Uno de los grandes deseos del hombre, y también uno de sus más grandes miedos, radica en poder predecir su muerte. Una vez que la fecha está fijada la incertidumbre termina, y los planes que obsesivamente trazamos con vistas a una aparente inmortalidad se reducen, se concentran, se enfocan en torno a ese punto inamovible; en torno a la irremediable caída del telón y a la preparación del acto final.
Segunda adaptación de una obra teatral en la carrera de Dolan –la primera fue la estupenda reinvención de Tom à la ferme– Juste la fin du monde narra el regreso a casa de un reconocido escritor tras doce años de ausencia, para reencontrar a la familia que abandonó en su juventud (o más bien de la que escapó en su juventud) y anunciarles la proximidad de su muerte debido a una enfermedad terminal.
Es a partir de esta aparente muestra de empoderamiento, en la que un hombre decide enfrentar a los demonios de su juventud gracias al sentimiento de invencibilidad que le otorga la inevitabilidad de su muerte, que Dolan filma la que tal vez sea su cinta más sobresaliente a la fecha: un virtuoso ejercicio cinematográfico construido en torno a un cúmulo de encontronazos familiares –la madre orgullosa que intenta atesorar los pedazos de una vida que se ha derrumbado, la hermana que idolatra y resiente a partes iguales al hermano perdido, y el hermano mayor que ve el éxito de Louis con la ira que deviene de la envidia y el fracaso– que se desarrollan en torno a diálogos extraordinarios, cuya intensidad y virtuosismo remite a obras del calibre de Who’s Afraid of Virginia Woolf, o Festen.

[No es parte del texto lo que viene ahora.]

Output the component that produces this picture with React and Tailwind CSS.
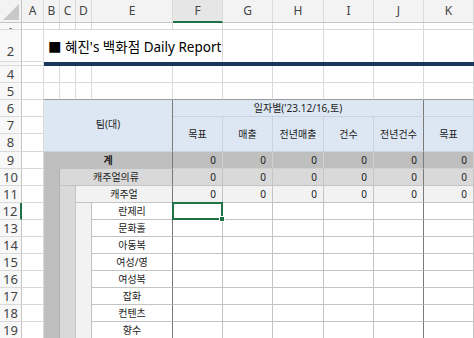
// Excel-style sheet: 혜진's 백화점 Daily Report
const CS = ["", "col-start-1", "col-start-2", "col-start-3", "col-start-4", "col-start-5", "col-start-6", "col-start-7", "col-start-8", "col-start-9", "col-start-10", "col-start-11", "col-start-12"];
const RS = ["", "row-start-1", "row-start-2", "row-start-3", "row-start-4", "row-start-5", "row-start-6", "row-start-7", "row-start-8", "row-start-9", "row-start-10", "row-start-11", "row-start-12", "row-start-13", "row-start-14", "row-start-15", "row-start-16", "row-start-17", "row-start-18", "row-start-19", "row-start-20"];

const LETTERS = ["A", "B", "C", "D", "E", "F", "G", "H", "I", "J", "K"];
const METRICS = ["목표", "매출", "전년매출", "건수", "전년건수"];
const TEAMS = ["란제리", "문화홀", "아동복", "여성/영", "여성복", "잡화", "컨텐츠", "향수"];

const plain = "border-r border-b border-[#d9d9d9] bg-white";

function Cell({ c, r, className = "", children }) {
  return <div className={`${CS[c]} ${RS[r]} ${className}`}>{children}</div>;
}

// sheet row -> grid row
const gr = (n) => n + 1;

function Zeros({ row, bg }) {
  return [7, 8, 9, 10, 11, 12].map((c) => (
    <Cell
      key={c}
      c={c}
      r={gr(row)}
      className={`flex items-center justify-end pr-1.5 border-r border-b border-[#c4c4c4] ${bg} ${c === 11 ? "border-r-[#7a7a7a]" : ""}`}
    >
      0
    </Cell>
  ));
}

export default function App() {
  const cells = [];

  // column headers
  cells.push(
    <Cell key="corner" c={1} r={1} className="relative border-r border-b border-[#c6c6c6] bg-[#f3f3f3]">
      <svg className="absolute right-[2px] bottom-[2px]" width="16" height="16" viewBox="0 0 16 16">
        <polygon points="16,0 16,16 0,16" fill="#c8c8c8" />
      </svg>
    </Cell>
  );
  LETTERS.forEach((l, i) => {
    const sel = l === "F";
    cells.push(
      <Cell
        key={"h" + l}
        c={i + 2}
        r={1}
        className={`flex items-center justify-center text-[12px] text-[#444] border-r border-[#dadada] ${
          sel ? "bg-[#e6e6e6] border-b-2 border-b-[#217346]" : "bg-[#f3f3f3] border-b border-b-[#c6c6c6]"
        }`}
      >
        {l}
      </Cell>
    );
  });

  // row headers
  for (let n = 1; n <= 19; n++) {
    const sel = n === 12;
    let align = "items-center";
    if (n === 1) align = "items-start pt-[3px]";
    if (n === 2) align = "items-end pb-[3px]";
    cells.push(
      <Cell
        key={"r" + n}
        c={1}
        r={gr(n)}
        className={`flex justify-center overflow-hidden text-[13px] leading-none text-[#444] bg-[#f8f8f8] border-b border-[#dadada] ${align} ${
          sel ? "border-r-2 border-r-[#217346]" : "border-r border-r-[#c6c6c6]"
        }`}
      >
        {n === 3 ? "" : n}
      </Cell>
    );
  }

  // column A for every row
  for (let n = 1; n <= 19; n++) {
    cells.push(<Cell key={"a" + n} c={2} r={gr(n)} className={plain} />);
  }

  // row 1, 4, 5
  [1, 4, 5].forEach((n) => {
    for (let c = 3; c <= 12; c++) {
      cells.push(
        <Cell key={`p${n}-${c}`} c={c} r={gr(n)} className={`${plain} ${n === 5 ? "border-b-[#9a9a9a]" : ""}`} />
      );
    }
  });

  // row 2 title
  cells.push(
    <Cell key="title" c={3} r={gr(2)} className="col-span-5 flex items-center whitespace-nowrap pl-1 pt-[2px] bg-white border-r border-[#d9d9d9] text-[13.5px] text-black">
      ■ 혜진's 백화점 Daily Report
    </Cell>
  );
  for (let c = 8; c <= 12; c++) {
    cells.push(<Cell key={"t" + c} c={c} r={gr(2)} className="bg-white border-r border-[#d9d9d9]" />);
  }

  // row 3 navy rule
  cells.push(<Cell key="navy" c={3} r={gr(3)} className="col-span-10 bg-[#1b365d]" />);

  // header block rows 6-8
  cells.push(
    <Cell key="team" c={3} r={gr(6)} className="col-span-4 row-span-3 flex items-center justify-center pb-[2px] bg-[#dde7f3] border-r border-b border-[#c9d3df] border-r-[#7a7a7a]">
      팀(대)
    </Cell>
  );
  cells.push(
    <Cell key="date" c={7} r={gr(6)} className="col-span-5 flex items-center justify-center bg-[#dde7f3] border-r border-b border-[#c9d3df] border-r-[#7a7a7a]">
      일자별('23.12/16,토)
    </Cell>
  );
  cells.push(<Cell key="k6" c={12} r={gr(6)} className="bg-[#dde7f3] border-r border-b border-[#c9d3df]" />);
  [...METRICS, "목표"].forEach((m, i) => (
    cells.push(
      <Cell
        key={"m" + i}
        c={7 + i}
        r={gr(7)}
        className={`row-span-2 flex items-center justify-center bg-[#dde7f3] border-r border-b border-[#c9d3df] ${i === 4 ? "border-r-[#7a7a7a]" : ""}`}
      >
        {m}
      </Cell>
    )
  ));

  // row 9 total
  cells.push(
    <Cell key="sum" c={3} r={gr(9)} className="col-span-4 flex items-center justify-center font-semibold bg-[#bfbfbf] border-r border-b border-[#bfbfbf] border-r-[#7a7a7a]">
      계
    </Cell>
  );
  cells.push(<Zeros key="z9" row={9} bg="bg-[#bfbfbf] border-[#d0d0d0]" />);

  // row 10
  cells.push(<Cell key="b10" c={3} r={gr(10)} className="row-span-10 bg-[#bfbfbf] border-r border-[#b0b0b0]" />);
  cells.push(
    <Cell key="cas1" c={4} r={gr(10)} className="col-span-3 flex items-center justify-center bg-[#d9d9d9] border-r border-b border-[#c4c4c4] border-r-[#7a7a7a]">
      캐주얼의류
    </Cell>
  );
  cells.push(<Zeros key="z10" row={10} bg="bg-[#d9d9d9]" />);

  // row 11
  cells.push(<Cell key="c11" c={4} r={gr(11)} className="row-span-9 bg-[#d9d9d9] border-r border-[#c4c4c4]" />);
  cells.push(
    <Cell key="cas2" c={5} r={gr(11)} className="col-span-2 flex items-center justify-center bg-[#f2f2f2] border-r border-b border-[#c4c4c4] border-r-[#7a7a7a]">
      캐주얼
    </Cell>
  );
  cells.push(<Zeros key="z11" row={11} bg="bg-[#f2f2f2]" />);

  // rows 12-19
  cells.push(<Cell key="d12" c={5} r={gr(12)} className="row-span-8 bg-[#f2f2f2] border-r border-[#c4c4c4]" />);
  TEAMS.forEach((t, i) => {
    const n = 12 + i;
    cells.push(
      <Cell key={"e" + n} c={6} r={gr(n)} className="flex items-center justify-center bg-white border-r border-b border-[#c4c4c4] border-r-[#7a7a7a]">
        {t}
      </Cell>
    );
    for (let c = 7; c <= 12; c++) {
      cells.push(
        <Cell
          key={`d${n}-${c}`}
          c={c}
          r={gr(n)}
          className={`relative bg-white border-r border-b border-[#c4c4c4] ${c === 11 ? "border-r-[#7a7a7a]" : ""}`}
        >
          {n === 12 && c === 7 && (
            <div className="absolute -top-px -left-px -right-px -bottom-px z-10 border-2 border-[#217346]">
              <div className="absolute -right-[4px] -bottom-[4px] w-[6px] h-[6px] bg-[#217346] border border-white" />
            </div>
          )}
        </Cell>
      );
    }
  });

  return (
    <div className="w-[474px] h-[338px] overflow-hidden bg-white font-['Noto_Sans','Noto_Sans_CJK_KR',sans-serif] text-[10px] text-[#222]">
      <div className="grid grid-cols-[22px_22px_16px_16px_16px_81px_50px_50px_51px_50px_50px_50px] grid-rows-[23px_7px_32px_4px_17px_17px_17px_17px_18px_repeat(11,17px)]">
        {cells}
      </div>
    </div>
  );
}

Ese deleite del filme por su construcción dialogística –en parte cortesía del texto original de Jean-Luc Lagarce y en parte de la adaptación que Dolan hace de él– se potencia en obra mayor gracias al tratamiento estético que el director canadiense perfila en torno a una auténtica sobredosis de close-ups, que en ningún momento se convierten en un recurso tedioso gracias a la inventiva cinematográfica de André Turpin, y gracias también a la hermosa construcción de un conjunto de flashbacks mentales a los que el protagonista se enfrenta conforme avanza el metraje, y que fungen como delicados interludios fotografiados con virtuosismo, y musicalizados desde un pop que raya en lo kitsch pero que inexplicablemente funciona (con decirles que tal vez el momento más entrañable y estéticamente brillante del filme sea una secuencia que se proyecta al ritmo de la nefanda Dragostea Din Tei).
Por si lo anterior fuera poco, Dolan se encargó de conseguir un elenco inmejorable para dar vida a los cinco personajes protagónicos de la cinta, destacando por supuesto el papel de Gaspard Ulliel como el escritor moribundo, pero también el de Léa Seydoux como su hermana, y el de un devastado, incomodísimo y violento Vincent Cassel como el hermano mayor.
Dolan regresa tras la visualmente espectacular pero narrativamente decepcionante Mommy con una auténtica joya, modesta en apariencia pero ejecutada con un nivel de maestría nunca antes visto en su notable pero irregular filmografía. Por desgracia tengo la sensación de que la película será recibida con frialdad, y minimizada por no exhibir la grandilocuencia que se espera del joven director canadiense. Pero bueno, independientemente de la decantación que el juicio del tiempo hará de esta pieza, lo único que queda claro es que tenemos Dolan para rato.